Basically this is telling us that we'll be parsing data.txt (row delimited by new lines and column delimited by commas) for the string of length 5 that appears the most.

Additionally, these fields can also be parameterized incase our delimiters change, we want to use another file, we change our target length, or change the number of results we want.

Let's read in our file.

def delimited_data
    CSV.read(@input_filename, col_sep: @col_delimiter)
end

And run that through our find_freq_path function

def find_freq_path
    result = {}

    delimited_data.each do |row|
        keys = []
        row.each do |col|
            keys.push col
            if keys.length == @target_length
                increment_hash_for_key result, arr_to_str(keys)
                keys.shift
            end
        end
    end

    limiter result
end

And now let's write our limiter, increment, and hash key functions (arr_to_str)

def limiter(hash)
    arr = []

    @limit_results.times do
        max = hash.max_by { |_key, value| value }
        max_v = max[1]
        arr.push hash.map { |k, v| v == max_v ? [k, v] : nil }.compact
        hash.delete_if { |_key, value| value == max_v }
    end

    arr
end

def increment_hash_for_key(hash, key)
    !hash[key] ? hash[key] = 1 : hash[key] += 1
end

def arr_to_str(arr)
    arr.map { |s| s.to_s }.join('')
end

When you're all done it should look like this.

require 'csv'

class Pathfinder
    attr_accessor :input_filename, :target_length, :col_delimiter, :limit_results

    def initialize(input_filename: 'data.txt',
                   col_delimiter: ',',
                   target_length: 5,
                   limit_results: 1)
        @input_filename = input_filename
        @col_delimiter = col_delimiter
        @target_length = target_length
        @limit_results = limit_results
    end

    def delimited_data
        CSV.read(@input_filename, col_sep: @col_delimiter)
    end

    def find_freq_path
        result = {}

        delimited_data.each do |row|
            keys = []
            row.each do |col|
                keys.push col
                if keys.length == @target_length
                    increment_hash_for_key result, arr_to_str(keys)
                    keys.shift
                end
            end
        end

        limiter result
    end

    def limiter(hash)
        arr = []

        @limit_results.times do
            max = hash.max_by { |_key, value| value }
            max_v = max[1]
            arr.push hash.map { |k, v| v == max_v ? [k, v] : nil }.compact
            hash.delete_if { |_key, value| value == max_v }
        end

        arr
    end

    def increment_hash_for_key(hash, key)
        !hash[key] ? hash[key] = 1 : hash[key] += 1
    end

    def arr_to_str(arr)
        arr.map { |s| s.to_s }.join('')
    end
end

We can write a test for this class too. In a new file in the same dir as your pathfinder class, write the following.

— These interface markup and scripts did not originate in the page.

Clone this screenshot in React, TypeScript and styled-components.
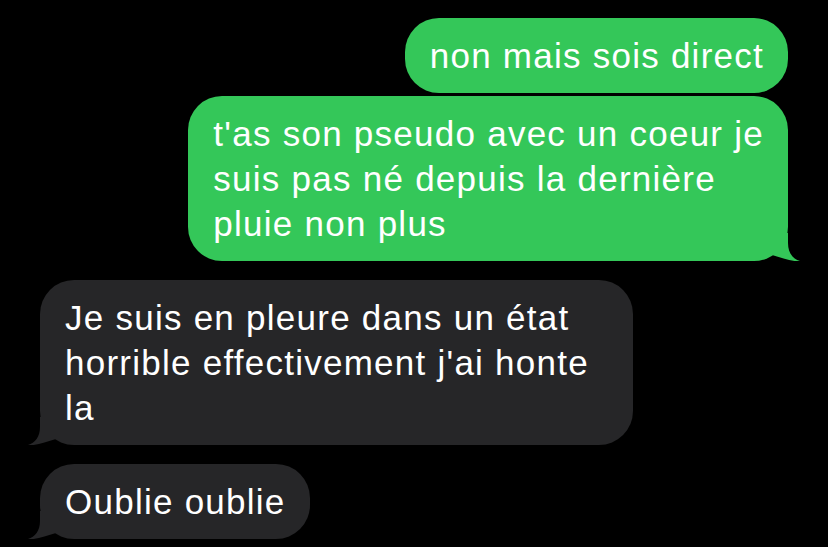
import styled, { createGlobalStyle } from "styled-components";

const GlobalStyle = createGlobalStyle`
  html, body {
    margin: 0;
    padding: 0;
    background: #000;
  }
`;

const Thread = styled.div`
  display: flex;
  flex-direction: column;
  gap: 19px;
  padding: 18px 40px 0 40px;
  width: 828px;
  height: 547px;
  box-sizing: border-box;
  background: #000;
  overflow: hidden;
  font-family: "Liberation Sans", Arial, sans-serif;
`;

const Group = styled.div<{ $sent?: boolean }>`
  display: flex;
  flex-direction: column;
  gap: 3px;
  align-items: ${(p) => (p.$sent ? "flex-end" : "flex-start")};
`;

const Bubble = styled.div<{ $sent?: boolean; $padRight?: number }>`
  position: relative;
  padding: 15px ${(p) => p.$padRight ?? 24}px 15px 25px;
  border-radius: 34px;
  background: ${(p) => (p.$sent ? "#34c759" : "#262628")};
  color: #fff;
  font-size: 35px;
  line-height: 45px;
  letter-spacing: 1.25px;
  white-space: pre-line;
`;

const Tail = styled.svg<{ $sent?: boolean }>`
  position: absolute;
  bottom: 0;
  width: 28px;
  height: 28px;
  ${(p) =>
    p.$sent
      ? "right: -12px;"
      : "left: -12px; transform: scaleX(-1);"}
`;

function BubbleTail({ sent, color }: { sent?: boolean; color: string }) {
  return (
    <Tail $sent={sent} viewBox="0 0 28 28">
      <path d="M0 0 H16 V10 C16 20 21 26 28 28 C20 29 10 25 0 22 Z" fill={color} />
    </Tail>
  );
}

function Message({
  text,
  sent,
  tail,
  padRight,
}: {
  text: string;
  sent?: boolean;
  tail?: boolean;
  padRight?: number;
}) {
  const color = sent ? "#34c759" : "#262628";
  return (
    <Bubble $sent={sent} $padRight={padRight}>
      {text}
      {tail && <BubbleTail sent={sent} color={color} />}
    </Bubble>
  );
}

export default function App() {
  return (
    <>
      <GlobalStyle />
      <Thread>
        <Group $sent>
          <Message sent text="non mais sois direct" />
          <Message
            sent
            tail
            text={"t'as son pseudo avec un coeur je\nsuis pas né depuis la dernière\npluie non plus"}
          />
        </Group>
        <Group>
          <Message
            tail
            padRight={44}
            text={"Je suis en pleure dans un état\nhorrible effectivement j'ai honte\nla"}
          />
        </Group>
        <Group>
          <Message tail text="Oublie oublie" />
        </Group>
      </Thread>
    </>
  );
}
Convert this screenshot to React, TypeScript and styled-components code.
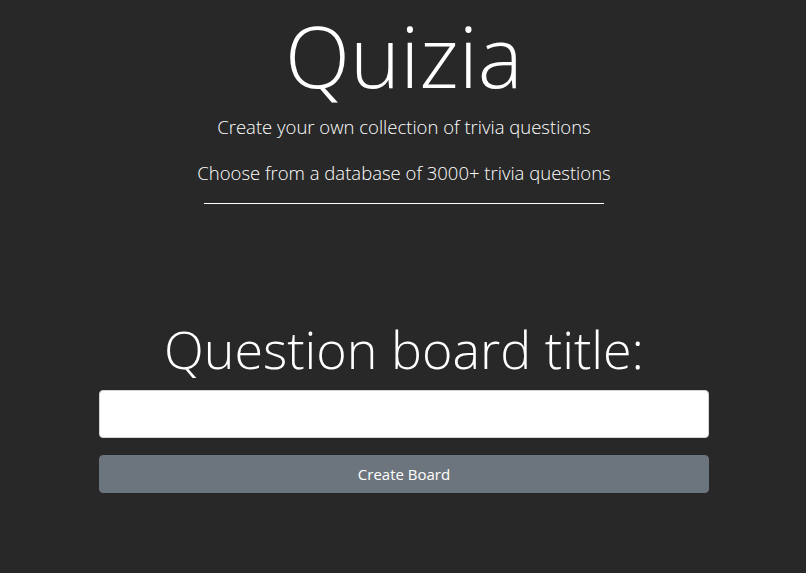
import styled, { createGlobalStyle } from "styled-components";

const GlobalStyle = createGlobalStyle`
  body {
    margin: 0;
    background-color: #282828;
    color: #fff;
    font-family: "Open Sans", "Liberation Sans", sans-serif;
  }
`;

export default function App() {
  return (
    <>
      <GlobalStyle />
      <Page>
        <Header>
          <Title>Quizia</Title>
          <Lead>Create your own collection of trivia questions</Lead>
          <Lead>Choose from a database of 3000+ trivia questions</Lead>
          <Divider />
        </Header>
        <Form>
          <FormTitle>Question board title:</FormTitle>
          <TitleInput type="text" />
          <CreateBtn>Create Board</CreateBtn>
        </Form>
      </Page>
    </>
  );
}

const Page = styled.div`
  box-sizing: border-box;
  width: 806px;
  min-height: 573px;
  padding-left: 2px;
  display: flex;
  flex-direction: column;
  align-items: center;
`;

const Header = styled.header`
  display: flex;
  flex-direction: column;
  align-items: center;
`;

const Title = styled.h1`
  margin: 0 0 2px;
  font-size: 85px;
  font-weight: 300;
  line-height: 110px;
`;

const Lead = styled.p`
  margin: 0 0 16px;
  font-size: 18.5px;
  font-weight: 300;
  line-height: 30px;

  &:last-of-type {
    margin-bottom: 15px;
  }
`;

const Divider = styled.hr`
  width: 400px;
  margin: 0;
  border: none;
  border-top: 1px solid #fff;
`;

const Form = styled.div`
  width: 610px;
  margin-top: 111px;
  display: flex;
  flex-direction: column;
  align-items: stretch;
`;

const FormTitle = styled.h2`
  margin: 0 0 8px;
  text-align: center;
  font-size: 52px;
  font-weight: 300;
  line-height: 67px;
`;

const TitleInput = styled.input`
  box-sizing: border-box;
  height: 48px;
  padding: 8px 16px;
  border: 1px solid #ced4da;
  border-radius: 4px;
  background: #fff;
  font-size: 20px;
  outline: none;
`;

const CreateBtn = styled.button`
  margin-top: 17px;
  height: 38px;
  border: 1px solid #6c757d;
  border-radius: 4px;
  background-color: #6c757d;
  color: #fff;
  font-family: "Open Sans", "Liberation Sans", sans-serif;
  font-size: 15px;
  cursor: pointer;
`;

require_relative 'pathfinder'

pathfinder = Pathfinder.new
pathfinder.find_freq_path

My data.txt is about 200KB and 10K rows, and running that script with the target_length and limit_results as mentioned above, I got the following result.

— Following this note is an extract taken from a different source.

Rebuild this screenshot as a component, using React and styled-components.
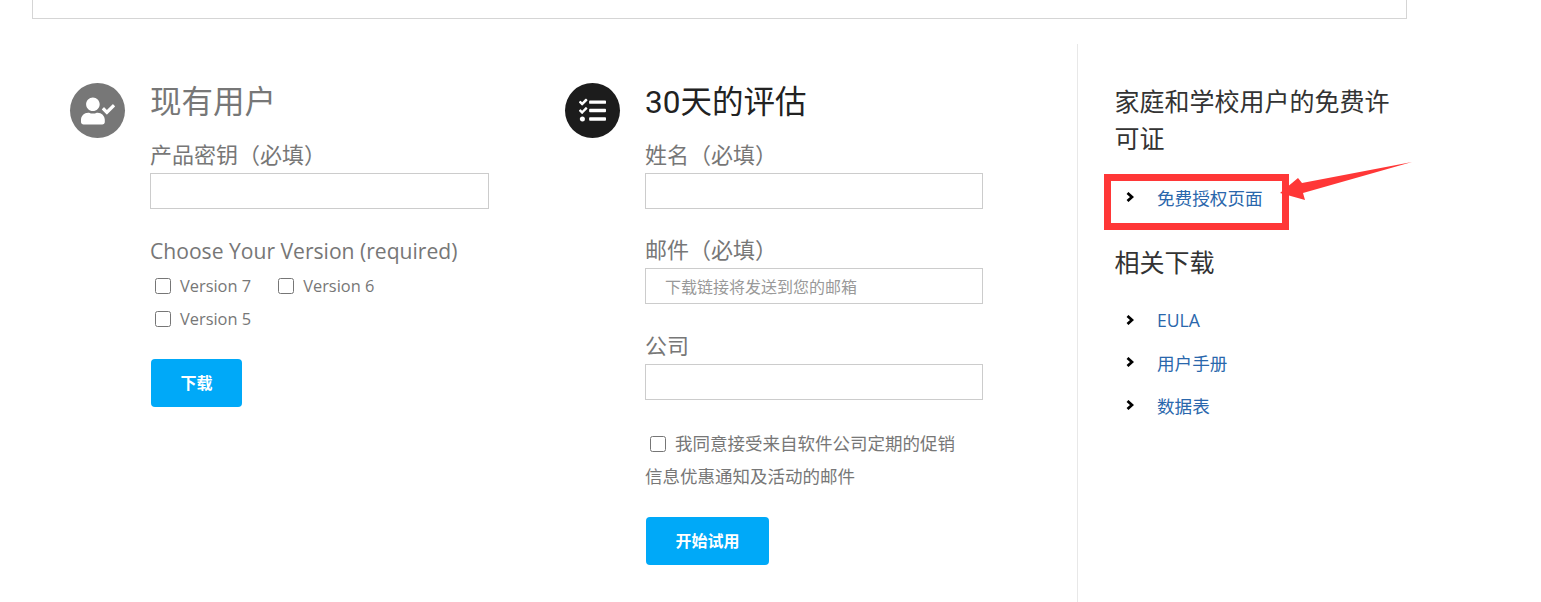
import React from 'react';
import styled, { createGlobalStyle } from 'styled-components';
import { FaUserCheck, FaTasks } from 'react-icons/fa';

const FONT = '"Open Sans", "Noto Sans CJK SC", sans-serif';

const GlobalStyle = createGlobalStyle`
    html, body {
        margin: 0;
        padding: 0;
        background: #fff;
        overflow: hidden;
    }
    body {
        font-family: ${FONT};
    }
`

const Page = styled.div`
    position: relative;
    height: 602px;
    overflow: hidden;
`

const TopPanel = styled.div`
    box-sizing: border-box;
    width: 1375px;
    height: 19px;
    margin-left: 32px;
    border: 1px solid #d5d5d5;
    border-top: none;
`

const Content = styled.div`
    display: flex;
    margin-top: 25px;
    height: 558px;
`

const Section = styled.section`
    display: flex;
    box-sizing: border-box;
    width: ${(p) => p.$width}px;
    padding: 39px 0 0 ${(p) => p.$left}px;
`

const IconCircle = styled.div`
    display: flex;
    flex: none;
    align-items: center;
    justify-content: center;
    width: 55px;
    height: 55px;
    margin-right: 25px;
    border-radius: 50%;
    color: #fff;
    background: ${(p) => p.$bg};
    font-size: ${(p) => p.$size}px;
`

const FormBody = styled.div`
    width: ${(p) => p.$width}px;
`

const Title = styled.h2`
    margin: 0 0 18.6px;
    height: 38px;
    font-family: "Roboto", "Noto Sans CJK SC", sans-serif;
    font-size: 31.5px;
    font-weight: 400;
    line-height: 40px;
    color: ${(p) => p.$color};
`

const Field = styled.div`
    margin-bottom: 26.5px;
`

const Label = styled.label`
    display: block;
    height: 30px;
    margin-bottom: ${(p) => (p.$latin ? 4 : 3)}px;
    font-size: ${(p) => (p.$latin ? 21.1 : 22)}px;
    line-height: ${(p) => (p.$latin ? 32 : 28)}px;
    color: #777;
`

const TextInput = styled.input`
    display: block;
    box-sizing: border-box;
    width: 100%;
    height: 36px;
    padding: 1px 19px 0;
    border: 1px solid #ccc;
    outline: none;
    font-family: ${FONT};
    font-size: 16px;
    &::placeholder {
        color: #999;
        opacity: 1;
    }
`

const CheckRow = styled.div`
    display: flex;
    gap: 27px;
    height: 33px;
    margin-left: 5px;
    align-items: center;
`

const CheckLabel = styled.label`
    display: flex;
    align-items: center;
    font-size: 16.4px;
    color: #777;
`

const Check = styled.input`
    width: 16px;
    height: 16px;
    margin: 0 9px 0 0;
`

const Agree = styled.div`
    width: 320px;
    margin: 27px 0 24px;
    font-size: 17.5px;
    line-height: 33px;
    color: #777;
`

const AgreeCheck = styled(Check)`
    margin: 0 9px 0 5px;
    vertical-align: -2px;
`

const Button = styled.button`
    display: block;
    width: ${(p) => p.$width}px;
    height: 48px;
    margin: ${(p) => p.$top || 0}px 0 0 1px;
    padding: 0 0 2px;
    border: none;
    border-radius: 4px;
    background: #00a9f8;
    color: #fff;
    font-family: "Noto Sans CJK SC", sans-serif;
    font-size: 16px;
    font-weight: 700;
`

const Sidebar = styled.aside`
    box-sizing: border-box;
    width: 330px;
    padding: 39px 0 0 36.5px;
    border-left: 1px solid #e8e8e8;
`

const SideTitle = styled.h3`
    margin: 0;
    width: 285px;
    font-size: 25px;
    font-weight: 400;
    line-height: 37px;
    color: #333;
`

const LinkList = styled.ul`
    margin: ${(p) => p.$top}px 0 ${(p) => p.$bottom}px;
    padding: 0 0 0 11.5px;
    list-style: none;
`

const LinkItem = styled.li`
    display: flex;
    align-items: center;
    height: 42.5px;
    font-size: 17.6px;
`

const ChevronIcon = styled.svg`
    flex: none;
    width: 8px;
    height: 10px;
    margin: -1px 23px 0 0;
`

const SideLink = styled.a`
    color: #2a67ac;
    text-decoration: none;
`

const Highlight = styled.div`
    position: absolute;
    left: 1104px;
    top: 174px;
    box-sizing: border-box;
    width: 185px;
    height: 56px;
    border: 7px solid #ff3737;
`

const ArrowMark = styled.svg`
    position: absolute;
    left: 1270px;
    top: 150px;
`

const Chevron = () => (
    <ChevronIcon viewBox="0 0 8 10">
        <polyline points="1.5,1 6,5 1.5,9" fill="none" stroke="#000" strokeWidth="2.8" />
    </ChevronIcon>
);

const App = () => {
    return (
        <Page>
            <GlobalStyle />
            <TopPanel />
            <Content>
                <Section $width={565} $left={70}>
                    <IconCircle $bg="#777" $size={34}>
                        <FaUserCheck />
                    </IconCircle>
                    <FormBody $width={339}>
                        <Title $color="#777">现有用户</Title>
                        <Field>
                            <Label>产品密钥（必填）</Label>
                            <TextInput />
                        </Field>
                        <Label $latin>Choose Your Version (required)</Label>
                        <CheckRow>
                            <CheckLabel><Check type="checkbox" />Version 7</CheckLabel>
                            <CheckLabel><Check type="checkbox" />Version 6</CheckLabel>
                        </CheckRow>
                        <CheckRow>
                            <CheckLabel><Check type="checkbox" />Version 5</CheckLabel>
                        </CheckRow>
                        <Button $width={91} $top={23.5}>下载</Button>
                    </FormBody>
                </Section>
                <Section $width={512} $left={0}>
                    <IconCircle $bg="#1c1c1c" $size={27}>
                        <FaTasks />
                    </IconCircle>
                    <FormBody $width={338}>
                        <Title $color="#222">30天的评估</Title>
                        <Field>
                            <Label>姓名（必填）</Label>
                            <TextInput />
                        </Field>
                        <Field>
                            <Label>邮件（必填）</Label>
                            <TextInput placeholder="下载链接将发送到您的邮箱" />
                        </Field>
                        <Field>
                            <Label>公司</Label>
                            <TextInput />
                        </Field>
                        <Agree>
                            <AgreeCheck type="checkbox" />
                            我同意接受来自软件公司定期的促销信息优惠通知及活动的邮件
                        </Agree>
                        <Button $width={123}>开始试用</Button>
                    </FormBody>
                </Section>
                <Sidebar>
                    <SideTitle>家庭和学校用户的免费许可证</SideTitle>
                    <LinkList $top={19} $bottom={25}>
                        <LinkItem><Chevron /><SideLink>免费授权页面</SideLink></LinkItem>
                    </LinkList>
                    <SideTitle>相关下载</SideTitle>
                    <LinkList $top={18.5} $bottom={0}>
                        <LinkItem><Chevron /><SideLink>EULA</SideLink></LinkItem>
                        <LinkItem><Chevron /><SideLink>用户手册</SideLink></LinkItem>
                        <LinkItem><Chevron /><SideLink>数据表</SideLink></LinkItem>
                    </LinkList>
                </Sidebar>
            </Content>
            <Highlight />
            <ArrowMark width="145" height="55" viewBox="0 0 145 55">
                <polygon points="10,43 28,28 32,33 142,12 33,43 35,50" fill="#ff3737" />
            </ArrowMark>
        </Page>
    );
};

export default App;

$ time ruby pathfinder_test.rb
ruby pathfinder_test.rb  0.20s user 0.05s system 96% cpu 0.258 total

Fairly quick. Let's try with different parameters

pathfinder = Pathfinder.new(target_length: 5, limit_results: 5)
pathfinder.find_freq_path
$ time ruby pathfinder_test.rb
ruby pathfinder_test.rb  0.23s user 0.05s system 97% cpu 0.291 total

Negligible time differences here which is great. We could use limit_results to cache results frequently which we're storing into a current state, frequently read datastore and run our text processing script whenever we've accumulated more rows in our file.

I hope this example of writing a sample text processing class in ruby has shown that you can write performant, statistical, analytics tools with ruby – so if you're writing alot of api code in rails, you don't always have to switch to using python based libraries for data analytics.